State judges enjoined two challenges to Wisconsin's law, which will remain off the books at least through the next election.
However, Wisconsin Attorney General J.B. Hollen issued a statement saying, "I continue to believe that the voter ID law is constitutional and I will continue the battle to have the law upheld."
Texas and South Carolina involve different challenges altogether. Those states -- because of their history of voter discrimination -- must have federal officials in Washington approve any changes to voting laws under Section 5 of the Voting Rights Act. The burden is on the state to show that the new law won't have a negative effect on minorities.
The three-judge court hearing the Texas case said that law would impose burdens on the poor but left open the possibility that other, less-restrictive laws could be upheld in states covered by Section 5.
Texas Attorney General Greg Abbott expressed disappointment that the ruling would mean the law wouldn't be used for the next election, but he vowed to appeal to the Supreme Court.
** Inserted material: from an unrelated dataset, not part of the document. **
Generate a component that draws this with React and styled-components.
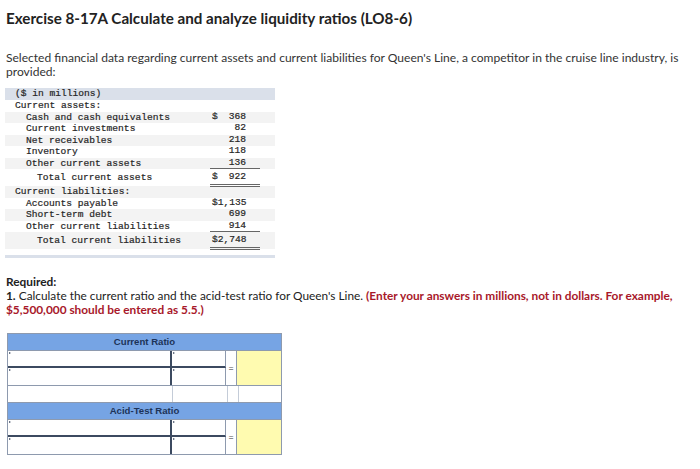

Abbott argued that his state and several others covered by Section 5 should no longer be forced to meet a higher burden on issues such as voter ID laws.
South Carolina's law was passed in May 2011 and signed by Gov. Nikki Haley. In a statement released after the Oct. 10 ruling, the Department of Justice stressed that the court had required broad modifications in the law in order to respond to government concerns that the law would exclude minority voters.
The author of the opinion, Judge Brett D. Kavanaugh, referenced a Supreme Court ruling in 2008 that upheld an Indiana voter ID law. Kavanaugh pointed out that the legal cases are different because Indiana is not a covered jurisdiction under Section 5. But he said the decision "remains instructive" because Indiana's law had stricter requirements.